Hollister Ranch Settlement Agreement Ruled Invalid and Unenforceable

A very green Hollister Ranch from 2017 (Photo: John Wiley)

Source: Cappello & Noël LLP
December 25, 2019

Recent Court Ruling Means Delay In Increased Public’s Access to Hollister Ranch Beaches

A recent ruling by a Santa Barbara Superior Court judge will mean less public access to Hollister Ranch beaches for at least three to five years as litigation in the land use dispute continues, says A. Barry Cappello, lead counsel representing the Hollister Ranch Owners Association.

“Judge Colleen Sterne’s decision to invalidate a 2017 settlement, which was tentatively approved at that time by the court regarding public access to Hollister Ranch’s 8 1/2 miles of beaches, puts a stop to approved plans to increase access to the beaches by schools, nonprofits and members of the general public,” says Cappello, managing partner of Cappello & Noël LLP.

“The 2017 agreement negotiated between the State of California and Hollister Ranch Owners Association included the developed and implementation of a public access program,” explains Cappello. “Until the 2017 agreement is resurrected or something different is put in place, litigation will continue for the foreseeable future. This is an unfortunate waste of everyone’s time and treasure, including the taxpayers.”

Cappello says that Hollister Ranch Owners Association is working with the State and will continue to do so. “The property owners want to ensure that this environmentally unique piece of California coast gets the special protection it deserves,” says Cappello. “Until all the parties agree on a process fair to all, particularly the homeowners of the ranch, this fight will go on.”

Source: Gaviota Coastal Trail Alliance
December 21, 2019

The campaign to obtain responsible public coastal access to the beaches by Hollister Ranch secured a significant victory last week with Santa Barbara Superior Court Judge Colleen Sterne’s ruling that invalidated a 2017 Settlement Agreement that purported to extinguish all public rights under a contested 1982 public access easement.
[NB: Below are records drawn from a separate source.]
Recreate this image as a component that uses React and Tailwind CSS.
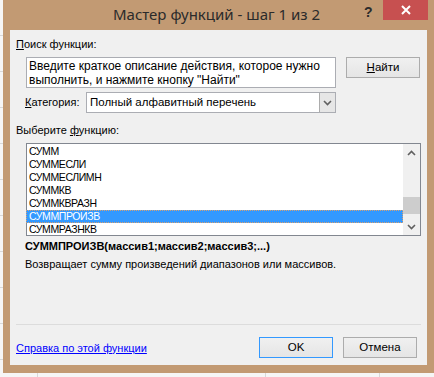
import React from "react";

const functions = [
  "СУММ",
  "СУММЕСЛИ",
  "СУММЕСЛИМН",
  "СУММКВ",
  "СУММКВРАЗН",
  "СУММПРОИЗВ",
  "СУММРАЗНКВ",
];

const body = { fontFamily: '"Liberation Sans", Arial, sans-serif' };
const title = { fontFamily: '"Noto Sans", "Open Sans", sans-serif' };

const Chevron = ({ up }) => (
  <svg width="9" height="6" viewBox="0 0 9 6" className="text-[#606060]">
    <path
      d={up ? "M1 5 L4.5 1.5 L8 5" : "M1 1 L4.5 4.5 L8 1"}
      fill="none"
      stroke="currentColor"
      strokeWidth="1.6"
    />
  </svg>
);

const Button = ({ children, primary }) => (
  <button
    className={
      "w-[74px] h-[21px] text-[11.5px] text-black bg-gradient-to-b from-[#f0f0f0] to-[#e5e5e5] border " +
      (primary ? "border-[#3399ff]" : "border-[#acacac]")
    }
  >
    {children}
  </button>
);

export default function App() {
  return (
    <div
      className="w-[434px] h-[377px] overflow-hidden bg-[#f6f6f6] flex flex-col"
      style={body}
    >
      <div className="flex">
        <div className="w-[3px] h-[373px] bg-[repeating-linear-gradient(to_bottom,#f6f6f6_0px,#f6f6f6_35px,#d8d8d8_35px,#d8d8d8_36px)]" />
        <div className="w-[431px] h-[373px] bg-[#c29a73] flex flex-col">
          {/* title bar */}
          <div className="h-[30px] relative flex items-center justify-center">
            <span
              className="text-[15px] text-[#2b2b2b] pb-[1px] -ml-[4px]"
              style={title}
            >
              Мастер функций - шаг 1 из 2
            </span>
            <span className="absolute left-[361px] top-[2px] text-[14px] font-bold text-[#2b2b2b]">
              ?
            </span>
            <div className="absolute left-[380px] top-0 w-[45px] h-[20px] bg-[#c75050] flex items-center justify-center">
              <svg width="10" height="10" viewBox="0 0 10 10">
                <path d="M1 1 L9 9 M9 1 L1 9" stroke="white" strokeWidth="2" />
              </svg>
            </div>
          </div>

          {/* client */}
          <div className="mx-[7px] h-[335px] bg-[#f0f0f0] text-[11px] text-black flex flex-col px-[6px]">
            <div className="mt-[6px] leading-[16px]">
              <span className="underline">П</span>оиск функции:
            </div>
            <div className="flex mt-[5px] ml-[10px]">
              <div className="w-[310px] h-[31px] bg-white border border-[#abadb3] px-[2px] pt-[1px] text-[12px] leading-[14px]">
                Введите краткое описание действия, которое нужно
                <br />
                выполнить, и нажмите кнопку "Найти"
              </div>
              <div className="ml-[10px]">
                <Button>
                  <span className="underline">Н</span>айти
                </Button>
              </div>
            </div>
            <div className="flex items-center mt-[4px] ml-[9px]">
              <span className="w-[61px]">
                <span className="underline">К</span>атегория:
              </span>
              <div className="w-[250px] h-[21px] bg-white border border-[#abadb3] flex items-center">
                <span className="flex-1 pl-[3px] text-[11.5px]">
                  Полный алфавитный перечень
                </span>
                <div className="w-[16px] h-[19px] bg-[#e6e6e6] border-l border-[#acacac] flex items-center justify-center">
                  <Chevron />
                </div>
              </div>
            </div>
            <div className="mt-[9px] leading-[16px]">
              Выберите <span className="underline">ф</span>ункцию:
            </div>
            <div className="mt-[5px] ml-[10px] w-[395px] h-[93px] bg-white border border-[#828790] flex">
              <div className="flex-1 pt-[1px] text-[10.5px] tracking-[-0.4px] leading-[13px]">
                {functions.map((f) =>
                  f === "СУММПРОИЗВ" ? (
                    <div
                      key={f}
                      className="h-[13px] bg-[#3399ff] text-white pl-[2px] border border-dotted border-[#d8a070] -ml-px leading-[11px]"
                    >
                      {f}
                    </div>
                  ) : (
                    <div key={f} className="h-[13px] pl-[2px]">
                      {f}
                    </div>
                  )
                )}
              </div>
              <div className="w-[17px] bg-[#f0f0f0] flex flex-col items-center">
                <div className="h-[17px] flex items-center justify-center">
                  <Chevron up />
                </div>
                <div className="flex-1 w-full flex flex-col justify-end pb-[4px]">
                  <div className="h-[17px] w-full bg-[#cdcdcd]" />
                </div>
                <div className="h-[17px] flex items-center justify-center">
                  <Chevron />
                </div>
              </div>
            </div>
            <div className="mt-[2px] ml-[9px] font-bold text-[11px] leading-[16px]">
              СУММПРОИЗВ(массив1;массив2;массив3;...)
            </div>
            <div className="mt-[2px] ml-[9px] leading-[16px]">
              Возвращает сумму произведений диапазонов или массивов.
            </div>
            <div className="mt-[52px] h-px bg-[#dcdcdc] w-[405px]" />
            <div className="flex items-center mt-[12px] h-[21px]">
              <a className="flex-1 text-[#0000ff] underline leading-[16px]">
                Справка по этой функции
              </a>
              <Button primary>OK</Button>
              <div className="w-[10px]" />
              <Button>Отмена</Button>
              <div className="w-[4px]" />
            </div>
          </div>
        </div>
      </div>
      <div className="flex-1 bg-[#f6f6f6] flex">
        <div className="w-[38px] border-r border-[#d8d8d8]" />
        <div className="w-[228px] border-r border-[#d8d8d8]" />
        <div className="w-[114px] border-r border-[#d8d8d8]" />
      </div>
    </div>
  );
}
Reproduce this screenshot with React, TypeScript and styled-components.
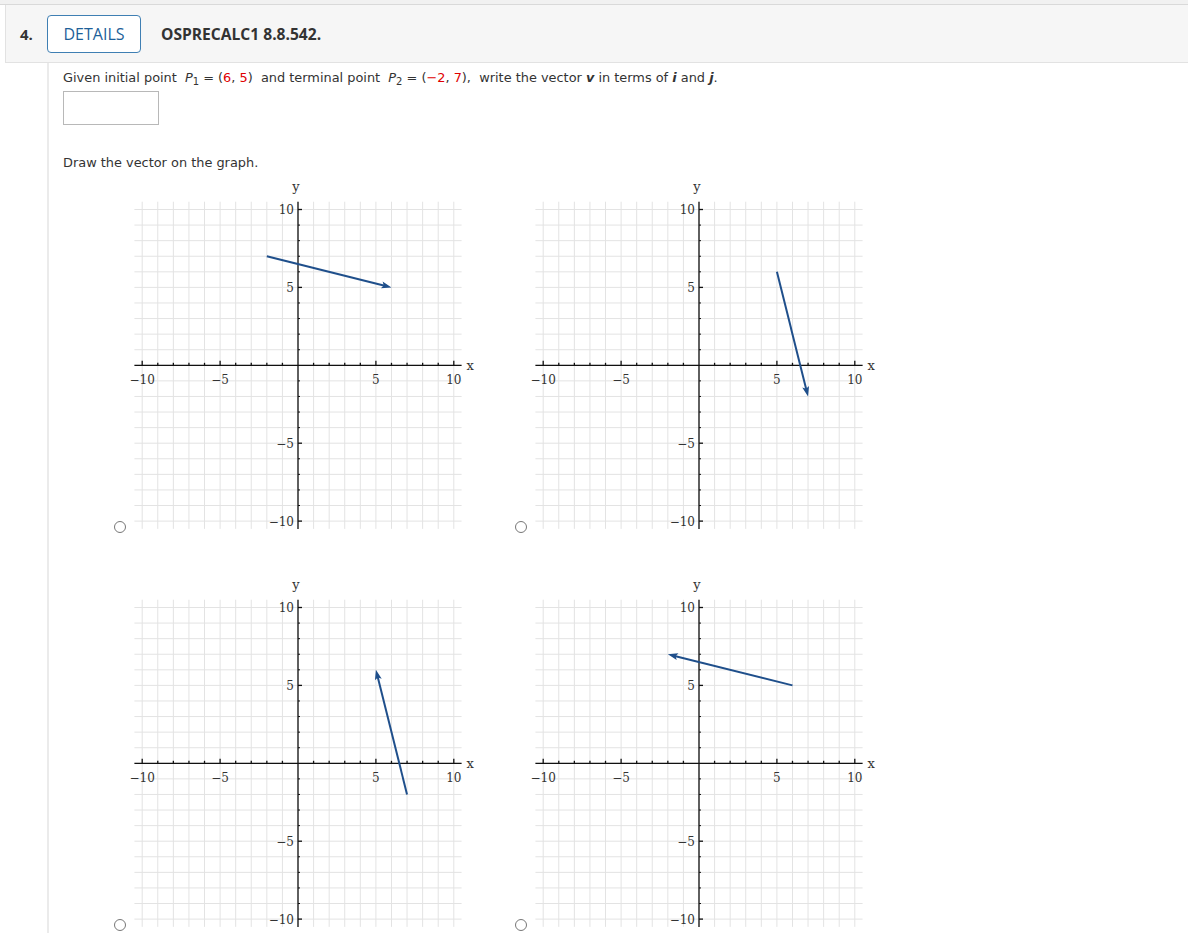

This ruling culminated an eighteen-month process during which the Gaviota Coastal Trail Alliance argued that the State Agencies could not approve the Settlement Agreement without conducting a public hearing and making specific factual findings, as required by law. Phil McKenna, Chairperson of the Gaviota Coastal Trail Alliance, stated “The Alliance has been steadfast in defending the public’s right to access Hollister Ranch as provided for by the 1982 Offer to Dedicate coastal access. When we learned the details of the Settlement Agreement between the State agencies and Hollister, we realized it was up to us to act to protect the public rights. That’s the only reason we have this ruling today.”

The Alliance challenged the California Coastal Commission and State Coastal Conservancy’s closed-door approval of a settlement agreement with the Hollister Ranch Owners Association (HROA). That agreement would have surrendered the State’s legal interests in public access to Hollister’s 3/4 mile Cuarta Canyon beach that was obtained through the YMCA’s Offer to Dedicate public access as a condition of a 1982 development permit. Judge Sterne ruled in favor of the Alliance, determining “the Conservancy has failed to proceed in the manner required by law… 

[and] shall be ordered to vacate its closed-session approval of the HROA settlement”. (Order after Hearing, p. 46, ¶ 103.)

In reaching this conclusion, the 48-page opinion thoroughly evaluates the evidence and applicable law, and soundly rejects claims by the State agencies and the HROA that no public process was required to approve the settlement disposing of a disputed OTD. Judge Sterne reasoned:

“there is public and institutional reliance on the preservation of public ownership of property rights acquired for the purpose of public coastal access. It would upend the legislatively- declared policy of full public participation in the planning and implementation of coastal, planning, conservation, and development [ ] to allow a State entity to covertly dispose of coastal public property based upon the transferee’s challenge to the validity of the State’s ownership interest.”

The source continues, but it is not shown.